-- Goal --
Scan the entries below and count the lines holding the string "this". Supply only the number.

-- Listed records --
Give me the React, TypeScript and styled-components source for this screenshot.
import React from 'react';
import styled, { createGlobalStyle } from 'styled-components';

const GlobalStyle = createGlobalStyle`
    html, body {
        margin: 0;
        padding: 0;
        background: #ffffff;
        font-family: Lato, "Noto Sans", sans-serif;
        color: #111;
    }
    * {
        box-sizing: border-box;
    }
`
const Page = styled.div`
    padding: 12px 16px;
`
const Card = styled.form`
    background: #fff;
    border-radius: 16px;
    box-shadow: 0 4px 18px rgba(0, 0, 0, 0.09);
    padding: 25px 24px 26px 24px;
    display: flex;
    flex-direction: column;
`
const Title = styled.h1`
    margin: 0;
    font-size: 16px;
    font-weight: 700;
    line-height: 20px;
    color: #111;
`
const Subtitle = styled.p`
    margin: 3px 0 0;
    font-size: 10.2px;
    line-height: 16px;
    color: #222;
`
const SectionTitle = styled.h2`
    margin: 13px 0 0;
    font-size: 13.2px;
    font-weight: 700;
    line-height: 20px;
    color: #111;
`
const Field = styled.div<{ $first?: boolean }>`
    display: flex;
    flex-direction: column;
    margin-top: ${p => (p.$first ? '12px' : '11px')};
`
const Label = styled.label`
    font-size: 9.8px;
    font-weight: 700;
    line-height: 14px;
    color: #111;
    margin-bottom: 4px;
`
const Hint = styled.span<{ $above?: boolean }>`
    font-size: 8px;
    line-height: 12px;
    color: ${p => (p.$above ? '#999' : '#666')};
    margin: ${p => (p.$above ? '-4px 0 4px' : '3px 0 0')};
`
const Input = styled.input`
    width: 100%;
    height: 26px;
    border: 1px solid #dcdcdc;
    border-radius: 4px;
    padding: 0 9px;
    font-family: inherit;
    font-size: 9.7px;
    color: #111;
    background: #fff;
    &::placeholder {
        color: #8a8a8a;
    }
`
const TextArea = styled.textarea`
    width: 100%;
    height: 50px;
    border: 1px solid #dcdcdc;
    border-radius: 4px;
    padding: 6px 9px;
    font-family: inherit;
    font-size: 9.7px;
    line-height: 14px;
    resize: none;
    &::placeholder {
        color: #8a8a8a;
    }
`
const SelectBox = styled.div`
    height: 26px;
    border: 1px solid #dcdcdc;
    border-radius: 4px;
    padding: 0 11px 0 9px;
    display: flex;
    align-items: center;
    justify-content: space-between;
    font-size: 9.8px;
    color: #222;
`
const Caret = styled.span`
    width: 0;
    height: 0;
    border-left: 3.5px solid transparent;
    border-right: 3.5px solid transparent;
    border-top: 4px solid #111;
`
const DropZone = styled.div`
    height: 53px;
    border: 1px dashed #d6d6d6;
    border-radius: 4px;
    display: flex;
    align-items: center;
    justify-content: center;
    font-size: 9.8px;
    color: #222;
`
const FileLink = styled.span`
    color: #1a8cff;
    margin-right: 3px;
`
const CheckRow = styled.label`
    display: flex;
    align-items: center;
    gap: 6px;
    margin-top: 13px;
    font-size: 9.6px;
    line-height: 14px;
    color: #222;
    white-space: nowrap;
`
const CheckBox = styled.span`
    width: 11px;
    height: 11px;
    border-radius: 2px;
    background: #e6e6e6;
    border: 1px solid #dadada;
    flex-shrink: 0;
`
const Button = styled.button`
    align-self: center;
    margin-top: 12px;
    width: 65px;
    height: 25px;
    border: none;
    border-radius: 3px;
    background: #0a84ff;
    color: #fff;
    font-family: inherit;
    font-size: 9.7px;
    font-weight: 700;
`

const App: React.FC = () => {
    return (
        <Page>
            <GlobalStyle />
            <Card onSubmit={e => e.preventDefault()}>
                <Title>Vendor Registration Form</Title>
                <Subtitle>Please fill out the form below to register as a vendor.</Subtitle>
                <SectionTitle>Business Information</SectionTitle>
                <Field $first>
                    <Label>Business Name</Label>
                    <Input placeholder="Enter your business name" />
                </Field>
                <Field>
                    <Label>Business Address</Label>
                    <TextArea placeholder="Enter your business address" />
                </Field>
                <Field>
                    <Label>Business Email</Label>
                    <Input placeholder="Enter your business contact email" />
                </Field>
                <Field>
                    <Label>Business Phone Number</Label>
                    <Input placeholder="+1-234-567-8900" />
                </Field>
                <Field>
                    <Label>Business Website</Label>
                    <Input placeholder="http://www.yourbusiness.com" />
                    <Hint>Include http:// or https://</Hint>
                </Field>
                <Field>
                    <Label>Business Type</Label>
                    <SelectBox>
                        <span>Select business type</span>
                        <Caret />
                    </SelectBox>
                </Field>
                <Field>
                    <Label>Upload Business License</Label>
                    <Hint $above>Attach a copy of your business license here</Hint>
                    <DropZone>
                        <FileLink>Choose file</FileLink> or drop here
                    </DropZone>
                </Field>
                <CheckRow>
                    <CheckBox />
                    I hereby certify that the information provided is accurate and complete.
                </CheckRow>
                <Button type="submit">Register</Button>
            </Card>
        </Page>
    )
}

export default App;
--
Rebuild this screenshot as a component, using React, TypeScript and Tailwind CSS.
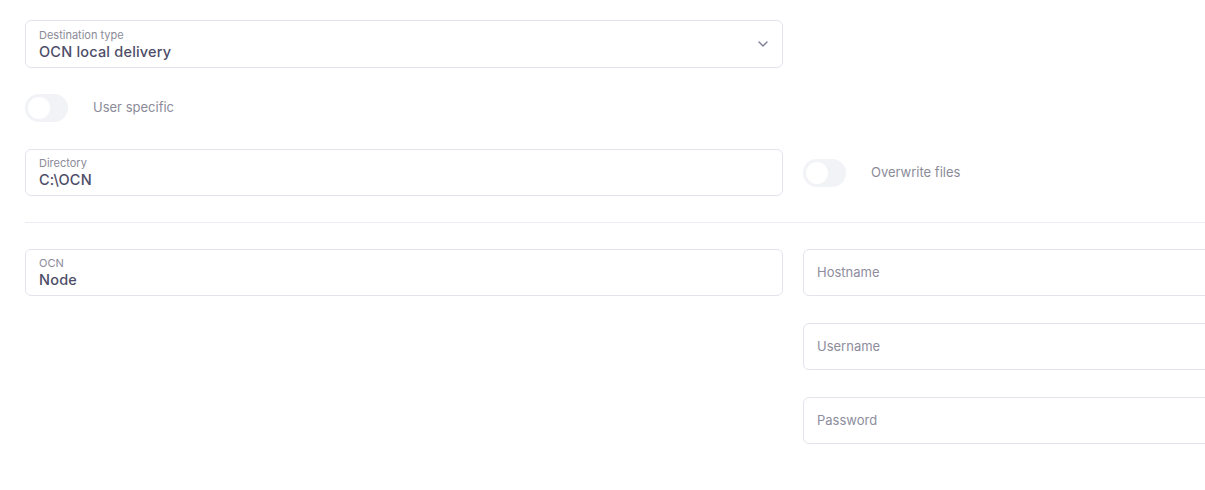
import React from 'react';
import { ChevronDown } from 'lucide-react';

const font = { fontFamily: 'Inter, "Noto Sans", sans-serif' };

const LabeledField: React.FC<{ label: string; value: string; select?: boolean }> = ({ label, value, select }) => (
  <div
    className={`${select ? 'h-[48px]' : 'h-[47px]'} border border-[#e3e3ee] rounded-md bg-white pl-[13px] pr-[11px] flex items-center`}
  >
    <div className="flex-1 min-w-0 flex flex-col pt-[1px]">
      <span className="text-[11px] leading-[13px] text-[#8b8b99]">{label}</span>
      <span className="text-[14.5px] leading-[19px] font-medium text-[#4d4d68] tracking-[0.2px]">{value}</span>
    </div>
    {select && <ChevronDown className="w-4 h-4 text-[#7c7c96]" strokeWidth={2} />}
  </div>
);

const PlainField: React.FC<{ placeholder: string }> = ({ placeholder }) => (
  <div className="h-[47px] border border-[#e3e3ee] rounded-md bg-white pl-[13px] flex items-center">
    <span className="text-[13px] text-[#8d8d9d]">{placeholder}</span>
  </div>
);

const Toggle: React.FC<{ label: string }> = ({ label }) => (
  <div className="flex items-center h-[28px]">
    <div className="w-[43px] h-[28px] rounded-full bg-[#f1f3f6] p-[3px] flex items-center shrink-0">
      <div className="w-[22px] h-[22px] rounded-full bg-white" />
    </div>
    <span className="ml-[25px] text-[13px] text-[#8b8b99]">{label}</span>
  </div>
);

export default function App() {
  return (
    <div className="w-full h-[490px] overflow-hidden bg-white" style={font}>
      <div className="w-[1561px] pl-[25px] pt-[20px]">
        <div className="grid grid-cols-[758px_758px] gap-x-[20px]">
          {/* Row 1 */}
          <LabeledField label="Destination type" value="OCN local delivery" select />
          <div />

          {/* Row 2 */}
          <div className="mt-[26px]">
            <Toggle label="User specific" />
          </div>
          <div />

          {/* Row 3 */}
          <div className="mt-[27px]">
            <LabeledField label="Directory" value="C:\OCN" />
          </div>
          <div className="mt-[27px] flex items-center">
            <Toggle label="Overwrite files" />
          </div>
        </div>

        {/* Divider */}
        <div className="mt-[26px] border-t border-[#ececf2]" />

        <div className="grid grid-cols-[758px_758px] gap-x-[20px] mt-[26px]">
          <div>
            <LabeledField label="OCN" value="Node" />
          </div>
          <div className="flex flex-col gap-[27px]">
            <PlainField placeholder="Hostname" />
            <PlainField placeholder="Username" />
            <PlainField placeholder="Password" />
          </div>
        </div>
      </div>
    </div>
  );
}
--
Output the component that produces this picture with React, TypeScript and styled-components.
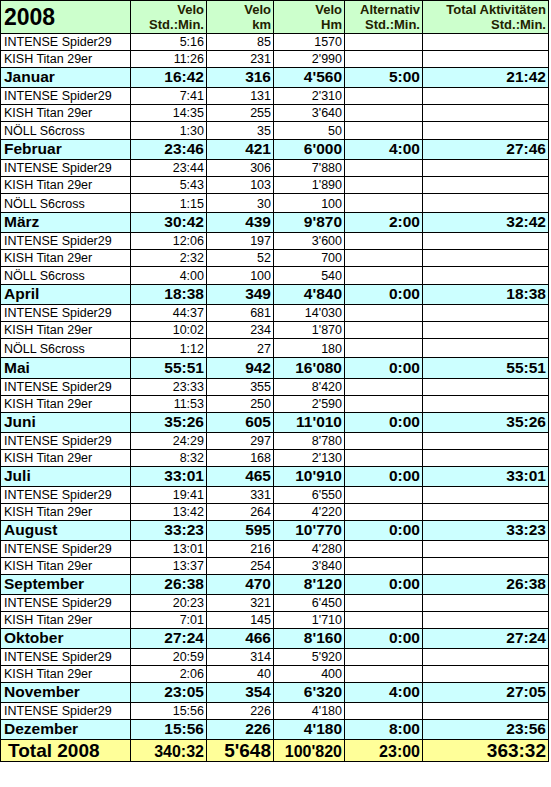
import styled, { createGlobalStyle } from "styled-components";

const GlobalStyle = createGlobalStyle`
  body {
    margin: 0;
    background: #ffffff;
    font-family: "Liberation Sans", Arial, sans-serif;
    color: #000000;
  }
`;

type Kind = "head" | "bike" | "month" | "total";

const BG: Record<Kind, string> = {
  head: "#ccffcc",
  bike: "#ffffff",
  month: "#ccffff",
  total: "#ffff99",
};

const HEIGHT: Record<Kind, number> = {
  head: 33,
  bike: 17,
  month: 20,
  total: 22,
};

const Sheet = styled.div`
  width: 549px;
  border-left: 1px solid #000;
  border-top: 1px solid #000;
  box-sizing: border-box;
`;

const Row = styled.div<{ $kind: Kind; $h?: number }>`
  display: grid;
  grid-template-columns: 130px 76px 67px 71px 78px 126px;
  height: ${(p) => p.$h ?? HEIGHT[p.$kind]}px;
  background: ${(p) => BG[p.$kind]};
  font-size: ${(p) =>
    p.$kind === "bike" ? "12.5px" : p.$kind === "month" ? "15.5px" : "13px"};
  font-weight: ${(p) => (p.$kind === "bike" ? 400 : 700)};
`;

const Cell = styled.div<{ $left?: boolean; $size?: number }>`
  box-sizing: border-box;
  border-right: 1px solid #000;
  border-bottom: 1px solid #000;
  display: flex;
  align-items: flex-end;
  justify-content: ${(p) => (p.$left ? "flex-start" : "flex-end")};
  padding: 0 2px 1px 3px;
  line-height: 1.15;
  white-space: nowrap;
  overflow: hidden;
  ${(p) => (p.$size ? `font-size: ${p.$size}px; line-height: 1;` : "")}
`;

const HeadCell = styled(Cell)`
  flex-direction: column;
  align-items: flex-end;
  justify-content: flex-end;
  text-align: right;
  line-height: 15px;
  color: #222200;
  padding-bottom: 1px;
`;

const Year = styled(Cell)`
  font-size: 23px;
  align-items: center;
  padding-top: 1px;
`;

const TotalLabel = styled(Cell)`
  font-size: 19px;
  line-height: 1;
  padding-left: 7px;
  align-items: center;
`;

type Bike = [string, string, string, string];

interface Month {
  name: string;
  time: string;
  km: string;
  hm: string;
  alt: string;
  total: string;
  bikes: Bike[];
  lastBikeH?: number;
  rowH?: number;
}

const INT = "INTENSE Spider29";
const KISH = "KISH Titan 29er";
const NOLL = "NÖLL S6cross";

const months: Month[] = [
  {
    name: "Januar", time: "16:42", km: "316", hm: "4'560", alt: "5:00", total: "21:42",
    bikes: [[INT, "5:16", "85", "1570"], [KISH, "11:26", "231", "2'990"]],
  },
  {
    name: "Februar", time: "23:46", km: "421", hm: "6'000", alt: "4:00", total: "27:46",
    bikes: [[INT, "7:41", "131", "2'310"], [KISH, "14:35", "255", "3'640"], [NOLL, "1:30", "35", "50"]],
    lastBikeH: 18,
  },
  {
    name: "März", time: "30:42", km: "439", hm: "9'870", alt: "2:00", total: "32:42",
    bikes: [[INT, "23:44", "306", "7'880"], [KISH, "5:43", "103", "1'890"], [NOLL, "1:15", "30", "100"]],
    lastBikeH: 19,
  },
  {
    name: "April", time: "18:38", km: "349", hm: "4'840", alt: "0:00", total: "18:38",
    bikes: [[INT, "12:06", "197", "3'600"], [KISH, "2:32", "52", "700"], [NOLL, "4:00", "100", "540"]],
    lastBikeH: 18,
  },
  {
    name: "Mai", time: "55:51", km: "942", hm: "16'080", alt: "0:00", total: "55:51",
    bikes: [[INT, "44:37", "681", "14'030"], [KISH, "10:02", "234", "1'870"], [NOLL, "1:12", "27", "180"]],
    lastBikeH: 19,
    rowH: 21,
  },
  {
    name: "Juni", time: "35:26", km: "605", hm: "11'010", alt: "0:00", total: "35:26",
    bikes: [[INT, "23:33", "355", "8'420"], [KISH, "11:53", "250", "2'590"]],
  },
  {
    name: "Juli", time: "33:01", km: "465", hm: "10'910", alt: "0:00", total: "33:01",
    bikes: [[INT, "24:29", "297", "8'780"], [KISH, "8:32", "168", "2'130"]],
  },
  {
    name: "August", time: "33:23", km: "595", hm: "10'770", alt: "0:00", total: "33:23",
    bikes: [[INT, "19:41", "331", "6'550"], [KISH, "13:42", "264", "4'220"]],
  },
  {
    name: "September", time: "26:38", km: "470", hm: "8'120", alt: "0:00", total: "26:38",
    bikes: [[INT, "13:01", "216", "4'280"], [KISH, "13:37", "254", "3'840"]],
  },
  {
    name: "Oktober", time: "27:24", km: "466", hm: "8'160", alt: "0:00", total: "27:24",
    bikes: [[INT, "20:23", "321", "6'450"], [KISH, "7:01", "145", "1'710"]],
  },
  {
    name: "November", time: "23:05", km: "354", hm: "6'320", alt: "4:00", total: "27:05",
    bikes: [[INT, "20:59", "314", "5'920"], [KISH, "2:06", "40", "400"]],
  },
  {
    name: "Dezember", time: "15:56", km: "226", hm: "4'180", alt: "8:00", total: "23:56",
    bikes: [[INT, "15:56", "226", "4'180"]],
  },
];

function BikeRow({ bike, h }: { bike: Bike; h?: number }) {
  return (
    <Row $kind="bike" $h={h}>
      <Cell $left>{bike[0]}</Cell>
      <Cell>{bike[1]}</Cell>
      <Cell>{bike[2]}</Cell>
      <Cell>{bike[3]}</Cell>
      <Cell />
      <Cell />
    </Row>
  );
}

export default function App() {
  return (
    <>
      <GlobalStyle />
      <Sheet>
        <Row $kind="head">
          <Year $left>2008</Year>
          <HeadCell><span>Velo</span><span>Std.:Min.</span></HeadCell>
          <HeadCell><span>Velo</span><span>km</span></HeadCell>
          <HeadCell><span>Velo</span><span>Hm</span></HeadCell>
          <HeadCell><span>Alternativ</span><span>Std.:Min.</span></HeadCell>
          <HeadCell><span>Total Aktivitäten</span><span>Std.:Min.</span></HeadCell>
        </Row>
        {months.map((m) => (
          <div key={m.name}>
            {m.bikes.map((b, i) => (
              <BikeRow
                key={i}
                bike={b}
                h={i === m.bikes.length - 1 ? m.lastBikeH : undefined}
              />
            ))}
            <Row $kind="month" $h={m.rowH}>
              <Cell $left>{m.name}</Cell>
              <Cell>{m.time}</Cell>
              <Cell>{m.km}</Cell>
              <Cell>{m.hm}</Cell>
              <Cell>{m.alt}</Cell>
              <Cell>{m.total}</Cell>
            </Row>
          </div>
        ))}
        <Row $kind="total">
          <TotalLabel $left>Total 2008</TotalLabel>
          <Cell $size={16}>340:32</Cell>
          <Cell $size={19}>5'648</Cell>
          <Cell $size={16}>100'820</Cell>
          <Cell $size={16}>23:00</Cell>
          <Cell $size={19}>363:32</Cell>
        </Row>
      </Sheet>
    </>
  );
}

-- Reply to the exercise --
3